In connection with the acquisition of OIOIX, the Fund’s longtime portfolio manager, Ian Goltra, will join the AXS portfolio management team to manage the fund, while also adding his 30 years of real estate investment experience across various real estate markets and environments. Prior to joining Orinda, Mr. Goltra was portfolio manager for real estate-based mutual funds with Salient Investment Partners and Kensington Investment Group.
“We are extremely excited and fortunate to have Ian join our investment team,” added Bassuk. “Few real estate fund managers have the depth and breath of Ian’s experience in REIT preferred securities and, importantly, in identifying markets and opportunities that tend to be underfollowed.”
The acquisition of OIOIX follows the successful launch of the AXS Astoria Inflation Sensitive ETF (NYSEArca: PPI), which provides investors with a first-of-its-kind, one-stop inflation strategy, and which amassed over $70 million in assets in just over 70 trading days since its launch.
In April, AXS also added three other first-of-their-kind ETFs to its lineup:
About AXS Investments
AXS Investments is a leading alternative investment manager providing a diversified family of alternative investments for growth, income and diversification. The firm empowers investors to diversify their portfolios with investments previously available only to the largest institutional and high net worth investors. The investor-friendly AXS funds are time-tested, liquid, transparent and managed by high pedigreed portfolio managers with long and strong track records. For more information, visit www.axsinvestments.com.
IMPORTANT RISK INFORMATION
There are risks involved with investing including the possible loss of principal. Past performance does not guarantee future results. Investors should carefully consider the investment objectives, risks, charges and expenses of any fund before investing. To obtain a prospectus containing this and other important information, please click here to view or download a prospectus online. Read the fund’s prospectus carefully before you invest.

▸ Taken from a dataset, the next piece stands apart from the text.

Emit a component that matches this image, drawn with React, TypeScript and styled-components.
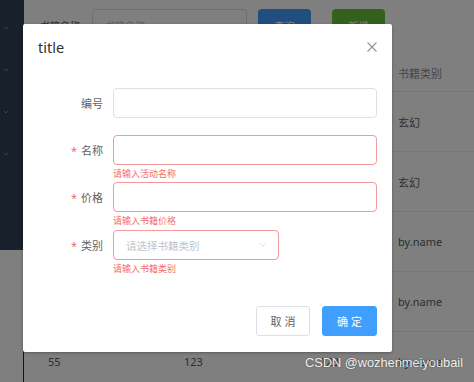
import * as React from "react";
import styled, { createGlobalStyle } from "styled-components";
import { ChevronDown } from "lucide-react";

const GlobalStyle = createGlobalStyle`
    html, body {
        margin: 0;
        padding: 0;
        width: 474px;
        height: 382px;
        overflow: hidden;
        font-family: "Noto Sans", "Noto Sans CJK SC", sans-serif;
    }
`;

const Page = styled.div`
    position: relative;
    display: flex;
    width: 474px;
    height: 382px;
    background: #ffffff;
    overflow: hidden;
`;

const Sidebar = styled.div`
    width: 24px;
    height: 250px;
    flex: none;
    background: #304156;
    display: flex;
    flex-direction: column;
    padding-top: 7px;
    box-sizing: border-box;
`;

const MenuItem = styled.div`
    height: 42px;
    display: flex;
    align-items: center;
    justify-content: flex-end;
    padding-right: 14px;
    color: #bfcbd9;
`;

const Main = styled.div`
    flex: 1;
    display: flex;
    flex-direction: column;
    min-width: 0;
`;

const Toolbar = styled.div`
    display: flex;
    align-items: center;
    padding: 9px 0 0 16px;
    height: 32px;
`;

const ToolLabel = styled.span`
    font-size: 10px;
    color: #606266;
    width: 52px;
`;

const ToolInput = styled.div`
    width: 155px;
    height: 32px;
    box-sizing: border-box;
    border: 1px solid #dcdfe6;
    border-radius: 4px;
    font-size: 10px;
    color: #c0c4cc;
    display: flex;
    align-items: center;
    padding-left: 12px;
`;

const ToolButton = styled.div<{ $color: string; $gap: number }>`
    margin-left: ${(p) => p.$gap}px;
    width: 53px;
    height: 32px;
    border-radius: 4px;
    background: ${(p) => p.$color};
    color: #fff;
    font-size: 10px;
    display: flex;
    align-items: center;
    justify-content: center;
`;

const Table = styled.div`
    margin-top: 14px;
    border-left: 1px solid #2a2a2a;
    margin-left: -1px;
    font-size: 11px;
    color: #606266;
`;

const Row = styled.div<{ $height: number }>`
    display: grid;
    grid-template-columns: 136px 136px 78px 1fr;
    height: ${(p) => p.$height}px;
    align-items: center;
    border-bottom: 1px solid #ebeef5;
    box-sizing: border-box;
`;

const Cell = styled.div<{ $head?: boolean }>`
    padding-left: 24px;
    white-space: nowrap;
    color: ${(p) => (p.$head ? "#8a8c91" : "#5a5c60")};
`;

const Overlay = styled.div`
    position: absolute;
    inset: 0;
    background: rgba(0, 0, 0, 0.5);
`;

const Dialog = styled.div`
    position: absolute;
    left: 23px;
    top: 24px;
    width: 369px;
    height: 328px;
    background: #fff;
    border-radius: 2px;
    box-shadow: 0 1px 3px rgba(0, 0, 0, 0.3);
    display: flex;
    flex-direction: column;
    box-sizing: border-box;
    padding: 0 15px 16px;
`;

const Header = styled.div`
    display: flex;
    align-items: center;
    justify-content: space-between;
    padding-top: 13px;
    height: 20px;
`;

const Title = styled.span`
    font-size: 14.5px;
    line-height: 20px;
    color: #303133;
`;

const Close = styled.svg`
    width: 10px;
    height: 10px;
    stroke: #909399;
    stroke-width: 1.1;
`;

const Form = styled.div`
    margin-top: 31px;
    display: flex;
    flex-direction: column;
`;

const FormItem = styled.div<{ $gap: number }>`
    display: flex;
    align-items: center;
    margin-bottom: ${(p) => p.$gap}px;
`;

const Label = styled.label`
    width: 75px;
    padding-right: 10px;
    box-sizing: border-box;
    text-align: right;
    font-size: 11px;
    color: #606266;
`;

const Star = styled.span`
    color: #f56c6c;
    margin-right: 4px;
`;

const Control = styled.div`
    position: relative;
    flex: 1;
`;

const Input = styled.div<{ $error?: boolean; $width?: number }>`
    height: 30px;
    width: ${(p) => (p.$width ? `${p.$width}px` : "100%")};
    box-sizing: border-box;
    border: 1px solid ${(p) => (p.$error ? "#f39a9a" : "#dcdfe6")};
    border-radius: 4px;
    display: flex;
    align-items: center;
    justify-content: space-between;
    padding: 0 10px 0 12px;
`;

const Placeholder = styled.span`
    font-size: 10.5px;
    color: #c0c4cc;
`;

const ErrorText = styled.div`
    position: absolute;
    left: 0;
    top: calc(100% + 4px);
    font-size: 9px;
    line-height: 10px;
    color: #f56c6c;
    white-space: nowrap;
`;

const Footer = styled.div`
    margin-top: auto;
    display: flex;
    justify-content: flex-end;
    gap: 12px;
`;

const Button = styled.div<{ $primary?: boolean }>`
    width: ${(p) => (p.$primary ? 55 : 54)}px;
    height: 30px;
    box-sizing: border-box;
    border-radius: 3px;
    border: 1px solid ${(p) => (p.$primary ? "#409eff" : "#dcdfe6")};
    background: ${(p) => (p.$primary ? "#409eff" : "#fff")};
    color: ${(p) => (p.$primary ? "#fff" : "#606266")};
    font-size: 11px;
    display: flex;
    align-items: center;
    justify-content: center;
    white-space: pre;
`;

const Watermark = styled.div`
    position: absolute;
    right: 11px;
    bottom: 12px;
    font-family: "Liberation Sans", Arial, sans-serif;
    font-size: 12.8px;
    color: rgba(255, 255, 255, 0.9);
    text-shadow: 0 0 2px rgba(0, 0, 0, 0.35);
`;

// rows hidden behind the dialog only show their last column
const rows = [
    ["", "", "", "玄幻"],
    ["", "", "", "玄幻"],
    ["", "", "", "by.name"],
    ["", "", "", "by.name"],
    ["55", "123", "123", "by.name"],
];

const App = () => {
    return (
        <>
            <GlobalStyle />
            <Page>
                <Sidebar>
                    {[0, 1, 2, 3].map((i) => (
                        <MenuItem key={i}>
                            <ChevronDown size={8} strokeWidth={1.5} />
                        </MenuItem>
                    ))}
                </Sidebar>
                <Main>
                    <Toolbar>
                        <ToolLabel>书籍名称</ToolLabel>
                        <ToolInput>书籍名称</ToolInput>
                        <ToolButton $color="#409eff" $gap={11}>
                            查询
                        </ToolButton>
                        <ToolButton $color="#67c23a" $gap={21}>
                            新增
                        </ToolButton>
                    </Toolbar>
                    <Table>
                        <Row $height={37}>
                            <Cell $head>编号</Cell>
                            <Cell $head>书籍名称</Cell>
                            <Cell $head>价格</Cell>
                            <Cell $head>书籍类别</Cell>
                        </Row>
                        {rows.map((r, i) => (
                            <Row key={i} $height={60}>
                                {r.map((c, j) => (
                                    <Cell key={j}>{c}</Cell>
                                ))}
                            </Row>
                        ))}
                    </Table>
                </Main>
                <Overlay />
                <Dialog>
                    <Header>
                        <Title>title</Title>
                        <Close viewBox="0 0 10 10">
                            <line x1="0.5" y1="0.5" x2="9.5" y2="9.5" />
                            <line x1="9.5" y1="0.5" x2="0.5" y2="9.5" />
                        </Close>
                    </Header>
                    <Form>
                        <FormItem $gap={17}>
                            <Label>编号</Label>
                            <Control>
                                <Input />
                            </Control>
                        </FormItem>
                        <FormItem $gap={17}>
                            <Label>
                                <Star>*</Star>名称
                            </Label>
                            <Control>
                                <Input $error />
                                <ErrorText>请输入活动名称</ErrorText>
                            </Control>
                        </FormItem>
                        <FormItem $gap={18}>
                            <Label>
                                <Star>*</Star>价格
                            </Label>
                            <Control>
                                <Input $error />
                                <ErrorText>请输入书籍价格</ErrorText>
                            </Control>
                        </FormItem>
                        <FormItem $gap={0}>
                            <Label>
                                <Star>*</Star>类别
                            </Label>
                            <Control>
                                <Input $error $width={166}>
                                    <Placeholder>请选择书籍类别</Placeholder>
                                    <ChevronDown size={10} color="#c0c4cc" strokeWidth={1.5} />
                                </Input>
                                <ErrorText>请输入书籍类别</ErrorText>
                            </Control>
                        </FormItem>
                    </Form>
                    <Footer>
                        <Button>取 消</Button>
                        <Button $primary>确 定</Button>
                    </Footer>
                </Dialog>
                <Watermark>CSDN @wozhenmeiyoubail</Watermark>
            </Page>
        </>
    );
};

export default App;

A small portion of the S&P 500 may include return of capital; Bonds, Corporate Bonds and High Yield Bonds generally do not have return of capital. A stock may trade with more or less liquidity than a bond depending on the number of shares and bonds outstanding, the size of the company, and the demand for the securities. Tax features of a Bond, Corporate Bond, Stock, and High Yield Bond may vary based on an individual circumstances. Consult a tax professional for additional information. The Fund can make short sales of securities, which involves the risk that losses in securities may exceed the original amount invested. The Fund may use leverage which may exaggerate the effect of any increase or decrease in the value of portfolio securities or the Net Asset Value of the Fund, and money borrowed will be subject to interest costs. Investments in smaller and medium companies involve greater risks such as limited liquidity and greater volatility. Investments in foreign securities involve greater volatility and political, economic and currency risks and differences in accounting methods. These risks are greater for emerging markets. Investments in debt securities typically decrease in value when interest rates rise. This risk is usually greater for longer-term debt securities. Investment by the Fund in lower-rated and non-rated securities presents a greater risk of loss to principal and interest than higher-rated securities.

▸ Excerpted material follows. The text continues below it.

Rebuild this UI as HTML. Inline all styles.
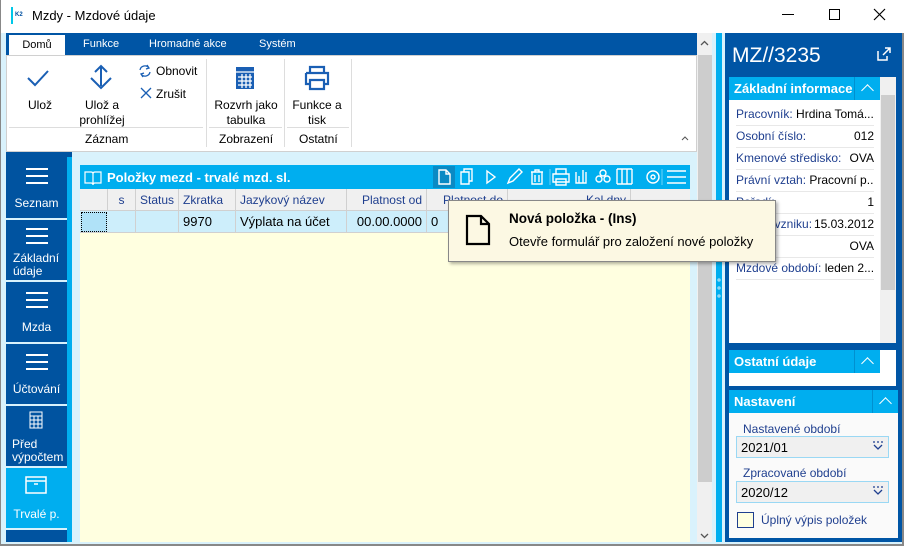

The Fund may use certain types of investment derivatives such as futures, forwards, and swaps. Derivatives involve risks different from, and in certain cases, greater than the risks presented by more traditional investments. Investments in asset backed and mortgage-backed securities include additional risks that investors should be aware of such as credit risk, prepayment risk, possible illiquidity and default, as well as increased susceptibility to adverse economic developments. To the extent that a Master Limited Partnership’s (MLP’s) interests are all in a particular industry, the MLP will be negatively impacted by economic events adversely impacting that industry. The risks of investing in an MLP are generally those involved in investing in a partnership as opposed to a corporation. Exchange Traded Funds (ETFs) are typically open- end investment companies that are bought and sold on a national securities exchange. When the Fund invests in an ETF, it will bear additional expenses based on its pro rata share of the ETF’s operating expenses, including the potential duplication of management fees. The risk of owning an ETF generally reflects the risks of owning the underlying securities it holds. Rule 144A securities carry the risk that the trading market may not continue and the Fund might be unable to dispose of these securities promptly or at reasonable prices and might thereby experience difficulty satisfying redemption requirements. The risk exists that the market value of Initial Public Offering (IPO) shares will fluctuate considerably due to factors such as the absence of a prior public market, unseasoned trading, and the small number of shares available for trading and limited information about the issuer. The purchase of IPO shares may involve high transaction costs. IPO shares are subject to market risk and liquidity risk. The Fund is non-diversified, which means that there is no restriction on how much the Fund may invest in the securities of an issuer under the 1940 Act. Some of the risks involved in investing in Real Estate Investment Trusts (REITs) include a general decline in the value of real estate, fluctuations in rental income, changes in interest rates, increases in property taxes, increased operating costs, overbuilding, changes in zoning laws, and changes in consumer demand for real estate.